Alternative investment specialist asset management company Masterton Investment Management announced on the 13th that it has established a climate risk management system to respond to asset impairment risks caused by climate change.
Climate risk refers to financial risks that may arise in credit, market, liquidity, and other areas due to climate change. It encompasses physical risks, which are direct economic costs resulting from abnormal weather and long-term climate changes, and transition risks, which are derivative financial losses that may occur due to a rapid shift to a low-carbon economy.
To address physical climate risks, Masterton Investment Management has introduced a risk monitoring system. The company built an in-house IT system that allows verification of whether real estate assets invested in by Masterton are located in natural disaster risk zones, categorized by type and grade. This system focuses on disaster risk management that can cause direct losses to real estate assets by enabling a comprehensive view of disaster risk zones designated and announced by local governments under the Natural Disaster Countermeasures Act.

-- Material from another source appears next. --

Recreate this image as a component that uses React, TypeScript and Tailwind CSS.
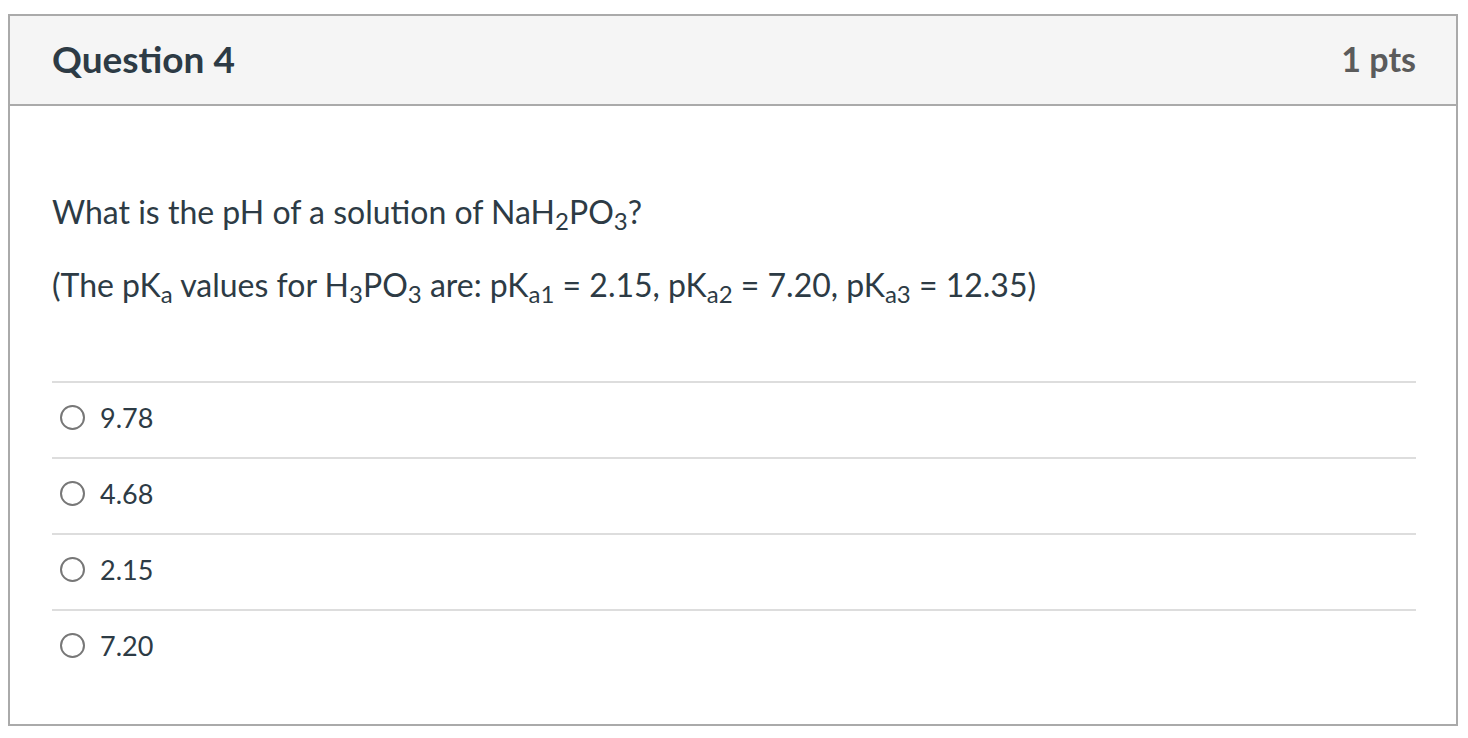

Through this system, when reviewing new investments, it is now possible to effectively confirm whether assets are located in disaster risk zones using only domestic data without additional costs. If an asset under management is located within a disaster risk zone, the relevant management department is systematized to establish a physical risk response strategy.
Additionally, anticipating future building greenhouse gas regulations, Masterton Investment Management proposes targets to asset management departments to reduce greenhouse gas emissions. The company manages transition risks related to the shift to a low-carbon economy through the ’Net Zero Tracker,’ which monitors real-time greenhouse gas emissions of assets.
Masterton Investment Management has established a system to proactively respond to climate risks, including physical and transition risks. This is because voices demanding climate risk responses from domestic and international stakeholders are growing. Globally, ‘Zero Energy Building Certification’ and ‘Building Greenhouse Gas Cap’ are being introduced to reduce greenhouse gas emissions from buildings, and in Korea, supervisory agencies are requesting risk management through carbon reduction of investment assets.
There was also concern that climate risks could affect management performance. If assets are exposed to physical risks, not only actual damage from weather phenomena but also increased incidental costs such as rising insurance premiums and operating expenses may occur. Furthermore, unnecessary expenditures may arise due to transition risks such as Brown Discount (the phenomenon where non-environmentally friendly assets depreciate in value compared to environmentally friendly assets) and fines imposed by local governments’ environmental regulations.
Namgung Hoon, CEO of Masterton Investment Management, said, “As climate change poses a real threat to humanity, there is a consensus that alternative investment asset managers must also respond to climate change,” adding, “We will systematically carry out practical measures that can be implemented immediately for a sustainable future.”